Yesterday, as her counterparts in Washington, DC celebrated a new presidential administration, Alexandria Ocasio-Cortez picked up Café Bustelo and hot chocolate and headed to the picket line. Ocasio-Cortez connected the events in the Bronx to those across the nation, arguing that the situation the striking workers find themselves in is just one example of a backward economy, and that workers deserve not only a raise, but health care and functioning labor laws. Speaking into a bullhorn, she said:
When you’re standing on this line, you’re not just asking for a dollar, you are asking for transformational change for your lives, and for the lives of every food worker across this country, for kids of food workers across this country. There’s a lot of things upside down right now in our economy. And one of those things that is upside down is the fact that a person who is helping get the food to your table cannot feed their own kid. That’s upside down. What we’re doing here today is taking the upside-down and making it right-side up.
Even as the Bronx strike built momentum, a storied union in another city began preparing for their own potential work stoppage. Members of the Chicago Teachers Union (CTU), who have led and won strikes in recent years and, in doing so, helped transform the politics of the country’s third-largest city while also inspiring the nationwide 2018 teachers’ strike, are preparing for the possibility that they will withdraw their labor for the second time in fourteen months. The last strike, in 2019, lasted fourteen days.
Their dispute is over the city’s plan for reopening schools. On Wednesday night, the CTU’s House of Delegates passed a resolution to refuse to return to in-person work on Monday until the union reaches an agreement with the city over health and safety measures. The measure notes that if the city retaliates against teachers for refusing in-person work, the CTU will strike. Eighty-four percent of the delegates voted in favor of the measure, which now moves to a vote by the full membership.

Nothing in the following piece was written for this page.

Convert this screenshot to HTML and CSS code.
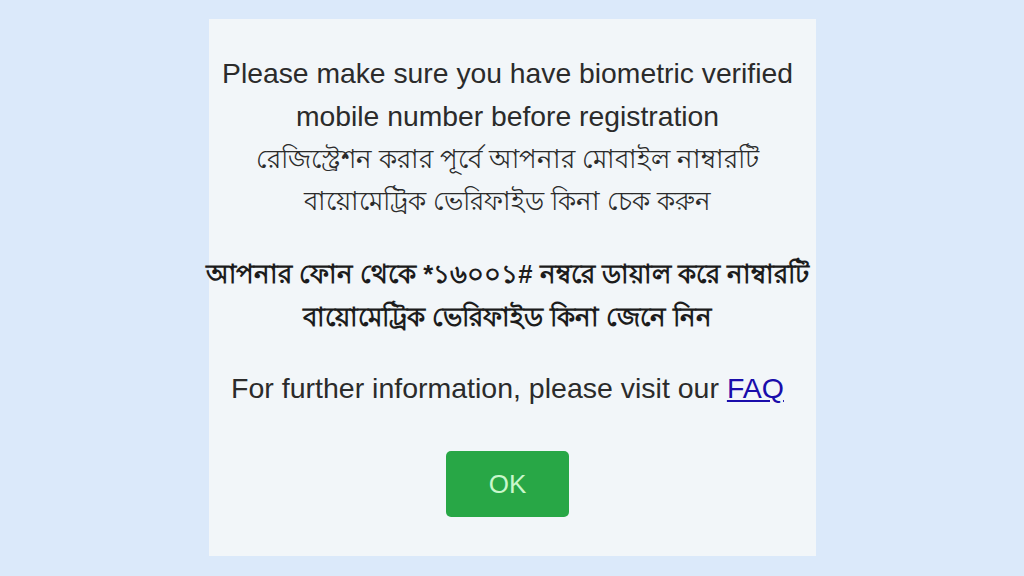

“Our members are resolved to continue working, teaching their students and doing so safely,” said CTU president Jesse Sharkey, adding that “only the mayor can force a strike, and if it comes to that, that’s her choice. We choose safety.”

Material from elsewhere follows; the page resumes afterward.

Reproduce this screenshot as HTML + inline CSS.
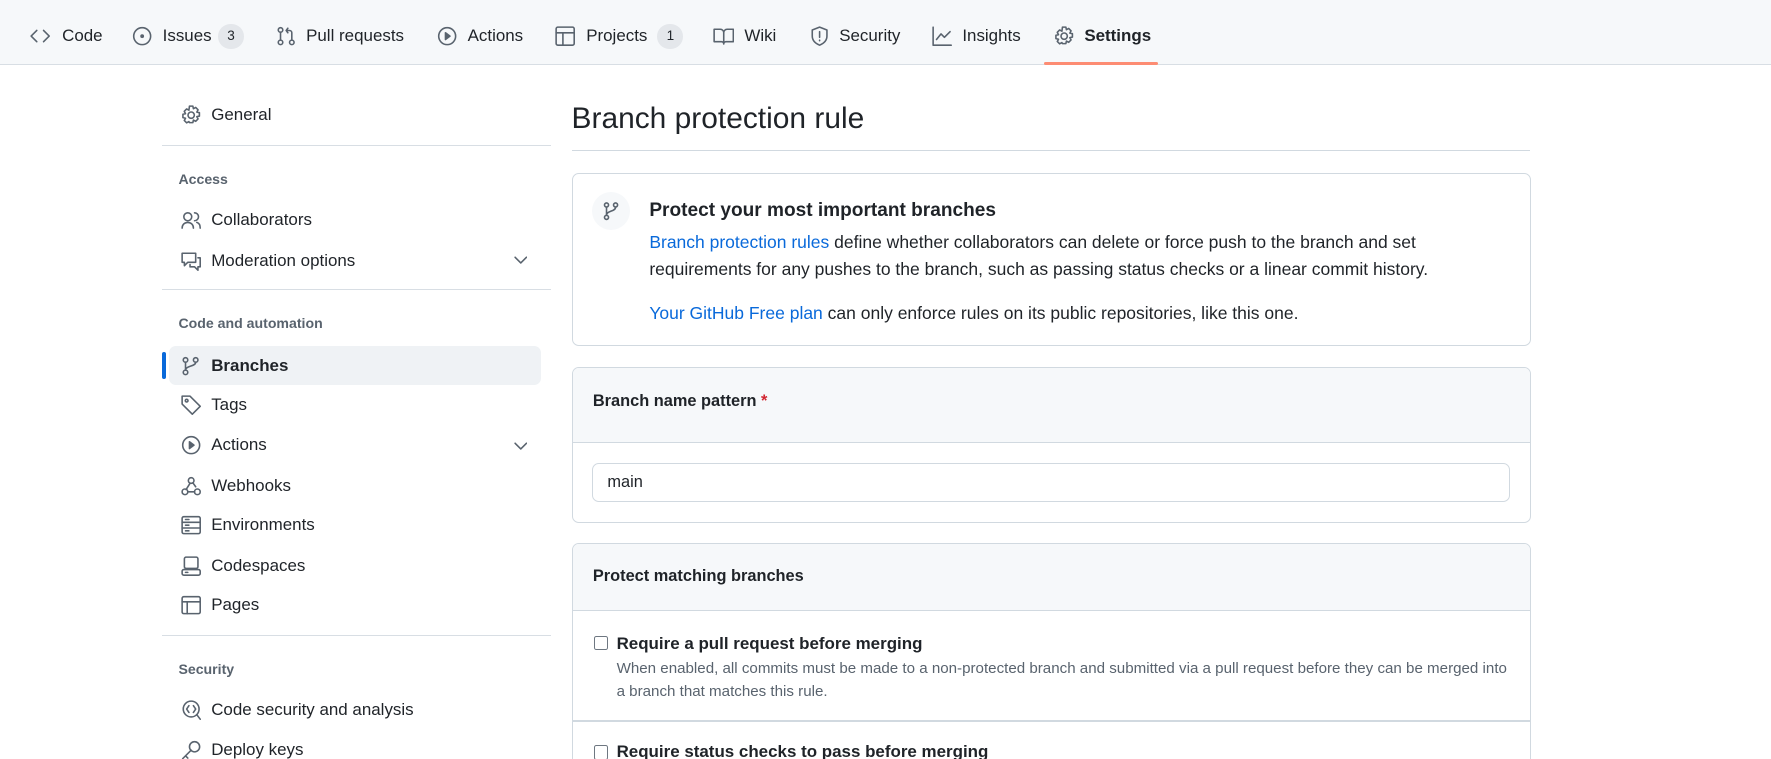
<!DOCTYPE html>
<html><head><meta charset="utf-8">
<style>
html,body{margin:0;padding:0;background:#fff;overflow:hidden}
body{width:1771px;height:759px}
#w{zoom:1.1295;width:1568px;height:672px;position:relative;font-family:"Liberation Sans",sans-serif;color:#1f2328;overflow:hidden}
.a{position:absolute;white-space:nowrap}
.nav{position:absolute;left:0;top:0;width:1568px;height:57px;background:#f6f8fa;border-bottom:1px solid #d8dee4}
.nav .t{position:absolute;top:23px;font-size:15px;line-height:18px}
.badge{position:absolute;top:21px;height:22px;border-radius:11px;background:#e4e7eb;font-size:12px;line-height:22px;text-align:center;width:23px}
svg{position:absolute;fill:none;stroke:#59636e;stroke-width:1.4;stroke-linecap:round;stroke-linejoin:round}
.si{position:absolute;left:187px;font-size:15px;line-height:18px}
.sh{position:absolute;left:158px;font-size:12.5px;color:#59636e;font-weight:bold}
.hr{position:absolute;left:143px;width:345px;height:1px;background:#d8dee4}
.box{position:absolute;left:506px;width:848px;border:1px solid #d1d9e0;border-radius:6px;background:#fff;overflow:hidden}
.hd{background:#f6f8fa;border-bottom:1px solid #d1d9e0;font-weight:bold;font-size:14.5px;padding-left:18px;box-sizing:border-box}
a{color:#0969da;text-decoration:none}
</style></head><body><div id="w">
<div class="nav">
<svg style="left:27px;top:24px" width="18" height="16" viewBox="0 0 18 16"><path d="M6 3 1 8l5 5M12 3l5 5-5 5"/></svg><span class="t" style="left:55px">Code</span>
<svg style="left:117px;top:23px" width="18" height="18"><circle cx="9" cy="9" r="7.5"/><circle cx="9" cy="9" r="1" fill="#59636e"/></svg><span class="t" style="left:144px">Issues</span><span class="badge" style="left:193px">3</span>
<svg style="left:244px;top:23px" width="18" height="18"><circle cx="4" cy="3.5" r="2"/><circle cx="4" cy="14.5" r="2"/><circle cx="14" cy="14.5" r="2"/><path d="M4 5.5v7M14 12.5V6a2 2 0 0 0-2-2H9M10.5 2 9 4l1.5 2"/></svg><span class="t" style="left:271px">Pull requests</span>
<svg style="left:387px;top:23px" width="18" height="18"><circle cx="9" cy="9" r="7.5"/><path d="M7.5 6v6l4-3z" fill="#59636e"/></svg><span class="t" style="left:414px">Actions</span>
<svg style="left:491px;top:23px" width="18" height="18"><rect x="1" y="1" width="16" height="16" rx="1.5"/><path d="M1 6h16M7 6v11"/></svg><span class="t" style="left:519px">Projects</span><span class="badge" style="left:582px">1</span>
<svg style="left:631px;top:24px" width="19" height="16"><path d="M1 2h5.5a3 3 0 0 1 3 3v10a2 2 0 0 0-2-2H1zM18 2h-5.5a3 3 0 0 0-3 3v10a2 2 0 0 1 2-2H18z"/></svg><span class="t" style="left:659px">Wiki</span>
<svg style="left:717px;top:23px" width="17" height="18"><path d="M8.5 1 2 3.5V9c0 4 3 6.5 6.5 8 3.5-1.5 6.5-4 6.5-8V3.5z"/><path d="M8.5 5v5M8.5 12.5v.5"/></svg><span class="t" style="left:743px">Security</span>
<svg style="left:825px;top:23px" width="18" height="18"><path d="M1 1v16h16M4 12l4-5 3 3 5-5"/></svg><span class="t" style="left:852px">Insights</span>
<svg style="left:933px;top:23px" width="18" height="18"><circle cx="9" cy="9" r="2.8"/><path d="M7.5 1h3l.5 2.3 2-1.1 2.1 2.1-1.1 2 2.3.5v3l-2.3.5 1.1 2-2.1 2.1-2-1.1-.5 2.3h-3L7 14.7l-2 1.1-2.1-2.1 1.1-2L1.7 11.2v-3L4 7.7 2.9 5.6 5 3.5l2 1.1z"/></svg><span class="t" style="left:960px;font-weight:bold">Settings</span>
<div class="a" style="left:924px;top:55px;width:101px;height:3px;background:#fd8c73;border-radius:2px"></div>
</div>

<svg style="left:160px;top:93px" width="18" height="18"><circle cx="9" cy="9" r="2.8"/><path d="M7.5 1h3l.5 2.3 2-1.1 2.1 2.1-1.1 2 2.3.5v3l-2.3.5 1.1 2-2.1 2.1-2-1.1-.5 2.3h-3L7 14.7l-2 1.1-2.1-2.1 1.1-2L1.7 11.2v-3L4 7.7 2.9 5.6 5 3.5l2 1.1z"/></svg>
<span class="si" style="top:93px">General</span>
<div class="hr" style="top:128px"></div>
<span class="sh" style="top:151px">Access</span>
<svg style="left:160px;top:186px" width="18" height="18"><circle cx="6" cy="6" r="3.5"/><path d="M1 16c0-3 2.2-5 5-5s5 2 5 5M12 2.5a3.5 3.5 0 0 1 0 7M14 11c2 .6 3 2.5 3 5"/></svg>
<span class="si" style="top:186px">Collaborators</span>
<svg style="left:160px;top:222px" width="18" height="18"><path d="M1 2h12v8H6l-3 3v-3H1zM15 6h2v8h-2v3l-3-3H8v-2"/></svg>
<span class="si" style="top:222px">Moderation options</span>
<svg style="left:455px;top:226px" width="12" height="10"><path d="M1 2l5 5 5-5"/></svg>
<div class="hr" style="top:256px"></div>
<span class="sh" style="top:279px">Code and automation</span>
<div class="a" style="left:150px;top:306px;width:329px;height:35px;background:#eff2f5;border-radius:6px"></div>
<div class="a" style="left:143px;top:312px;width:4px;height:24px;background:#0969da;border-radius:2px"></div>
<svg style="left:160px;top:315px" width="18" height="18"><circle cx="4" cy="3.5" r="2"/><circle cx="4" cy="14.5" r="2"/><circle cx="13" cy="3.5" r="2"/><path d="M4 5.5v7M13 5.5c0 4-9 3-9 7"/></svg>
<span class="si" style="top:315px;font-weight:bold">Branches</span>
<svg style="left:160px;top:350px" width="18" height="18"><path d="M1 1h7l9 9-7 7-9-9z"/><circle cx="5" cy="5" r="1.2"/></svg>
<span class="si" style="top:350px">Tags</span>
<svg style="left:160px;top:385px" width="18" height="18"><circle cx="9" cy="9" r="7.5"/><path d="M7.5 6v6l4-3z" fill="#59636e"/></svg>
<span class="si" style="top:385px">Actions</span>
<svg style="left:455px;top:390px" width="12" height="10"><path d="M1 2l5 5 5-5"/></svg>
<svg style="left:160px;top:421px" width="18" height="18"><circle cx="9" cy="4" r="2.5"/><circle cx="3.5" cy="14" r="2.5"/><circle cx="14.5" cy="14" r="2.5"/><path d="M8 6.5 4.5 12M10.5 6 13 9.5M6 14h6"/></svg>
<span class="si" style="top:421px">Webhooks</span>
<svg style="left:160px;top:456px" width="18" height="18"><rect x="1" y="1.5" width="16" height="15" rx="1.5"/><path d="M1 6.5h16M1 11.5h16M4 4h3M4 9h3M4 14h3"/></svg>
<span class="si" style="top:456px">Environments</span>
<svg style="left:160px;top:492px" width="18" height="18"><rect x="3" y="1" width="12" height="10" rx="1.5"/><rect x="1" y="12" width="16" height="5" rx="1.5"/><path d="M4 14.5h2"/></svg>
<span class="si" style="top:492px">Codespaces</span>
<svg style="left:160px;top:527px" width="18" height="18"><rect x="1" y="1.5" width="16" height="15" rx="1.5"/><path d="M1 6h16M5.5 6v10.5"/></svg>
<span class="si" style="top:527px">Pages</span>
<div class="hr" style="top:562px"></div>
<span class="sh" style="top:585px">Security</span>
<svg style="left:160px;top:620px" width="18" height="18"><circle cx="9" cy="8" r="7"/><path d="M7 5 5 8l2 3M11 5l2 3-2 3M14 13l3 4"/></svg>
<span class="si" style="top:620px">Code security and analysis</span>
<svg style="left:160px;top:655px" width="18" height="18"><circle cx="12" cy="6" r="4.5"/><path d="M9 9 1.5 16.5M4 14l2 2"/></svg>
<span class="si" style="top:655px">Deploy keys</span>

<div class="a" style="left:506px;top:89px;font-size:26.5px;line-height:32px">Branch protection rule</div>
<div class="a" style="left:506px;top:133px;width:849px;height:1px;background:#d1d9e0"></div>

<div class="box" style="top:153px;height:152px">
<div class="a" style="left:17px;top:16px;width:34px;height:34px;border-radius:50%;background:#f6f8fa"></div>
<svg style="left:26px;top:24px" width="16" height="18"><circle cx="4" cy="3.5" r="1.8"/><circle cx="4" cy="14.5" r="1.8"/><circle cx="12" cy="3.5" r="1.8"/><path d="M4 5.5v7M12 5.5c0 4-8 3-8 7"/></svg>
<div class="a" style="left:68px;top:23px;font-size:16.9px;font-weight:bold">Protect your most important branches</div>
<div class="a" style="left:68px;top:49px;font-size:15.5px;line-height:24px;color:#1f2328"><a>Branch protection rules</a> define whether collaborators can delete or force push to the branch and set<br>requirements for any pushes to the branch, such as passing status checks or a linear commit history.</div>
<div class="a" style="left:68px;top:112px;font-size:15.5px;line-height:24px"><a>Your GitHub Free plan</a> can only enforce rules on its public repositories, like this one.</div>
</div>

<div class="box" style="top:325px;height:136px">
<div class="hd" style="height:66px;line-height:60px">Branch name pattern <span style="color:#d1242f">*</span></div>
<div class="a" style="left:17px;top:84px;width:798px;height:33px;border:1px solid #d1d9e0;border-radius:6px;font-size:14.5px;line-height:33px;padding-left:13px;box-sizing:content-box">main</div>
</div>

<div class="box" style="top:481px;height:220px">
<div class="hd" style="height:59px;line-height:58px">Protect matching branches</div>
<div class="a" style="left:19px;top:81px;width:11px;height:11px;border:1px solid #6e7781;border-radius:2px"></div>
<div class="a" style="left:39px;top:79px;font-size:15px;font-weight:bold">Require a pull request before merging</div>
<div class="a" style="left:39px;top:101px;font-size:13.4px;line-height:20px;color:#59636e">When enabled, all commits must be made to a non-protected branch and submitted via a pull request before they can be merged into<br>a branch that matches this rule.</div>
<div class="a" style="left:0;top:156px;width:848px;height:1px;background:#d1d9e0"></div>
<div class="a" style="left:19px;top:178px;width:11px;height:11px;border:1px solid #6e7781;border-radius:2px"></div>
<div class="a" style="left:39px;top:175px;font-size:15px;font-weight:bold">Require status checks to pass before merging</div>
</div>
</div></body></html>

By the end of his first workday, Biden had signaled a willingness to heed labor’s priorities. Unions spent the weeks leading up to Biden’s inauguration urging the president-elect to fire Peter Robb, the former management-side attorney who serves as general counsel of the National Labor Relations Board (NLRB). Under Robb’s watch, the board lost more than 25 percent of its field staff. As one labor analyst writes, Robb was “discretionarily refusing to hire the manpower necessary to enforce federal labor law across the country.”
Though some politicos worried that Robb’s immediate dismissal could set a precedent Republicans will use when they win back the executive office, union leaders from the Service Employees International Union (SEIU) and the Communications Workers of America (CWA) insisted the situation was an emergency, and that it was Robb who was violating norms by defying the agency’s mandate. Within minutes of taking office, Biden followed labor’s lead. At first, Robb declined the Biden administration request — sent at 12:23 PM — that he vacate the seat. Shortly after, he was gone.
By sunrise this morning, there was a new strike. After two years of negotiating for a first contract, staff at the New Yorker began a twenty-four-hour work stoppage at 6 AM. In a statement, the roughly one-hundred-member union — represented by the NewsGuild, which also represents Jacobin — announced that the action was taken in response to the distance between its proposed wage floor and that put forward by management: workers had proposed a floor of $65,000, while the bosses countered with $45,000 as well as insisting on the right to decrease staff salaries by up to 20 percent. Such action is no empty gesture; it leaves the publication’s website quiet on the first full day of the Biden presidency and hinders the print weekly’s production process, the bulk of which happens on Thursdays.
“The reason for our escalation is to force back onto the company just an iota of the pressure many of our members have felt constantly for years, even decades, as they’ve struggled to piece together a living while fulfilling (and often exceeding) the highest professional expectations,” Hannah Aizenman, poetry coordinator at the magazine and the union’s secretary-treasurer, tells me, noting that the successes the union has previously racked up — winning just-cause protections and ending “permalancing” — were the result of “direct collective action.”
Asked about the Teamsters strike taking place just north of the New Yorker offices, Aizenman said the following: “Our members are inspired by the brave workers striking for what’s right at Hunts Point. Though we may do different kinds of work, labor struggles across industries are obviously connected: we are all fighting for humane, dignified conditions, and it’s galvanizing to see union members taking such powerful action to raise the standards of another New York institution. We support the Teamsters in their demands and in their strike, and we thank them for showing workers everywhere how it’s done.”
That makes two strikes in New York and labor on the march elsewhere, with a president sufficiently determined to at least appear pro-labor that he has installed a bust of Cesar Chavez in the Oval Office. Let’s hope he finds a way to repeal the ban on secondary boycotts, a tactic of which Chavez was so fond. It’s a start.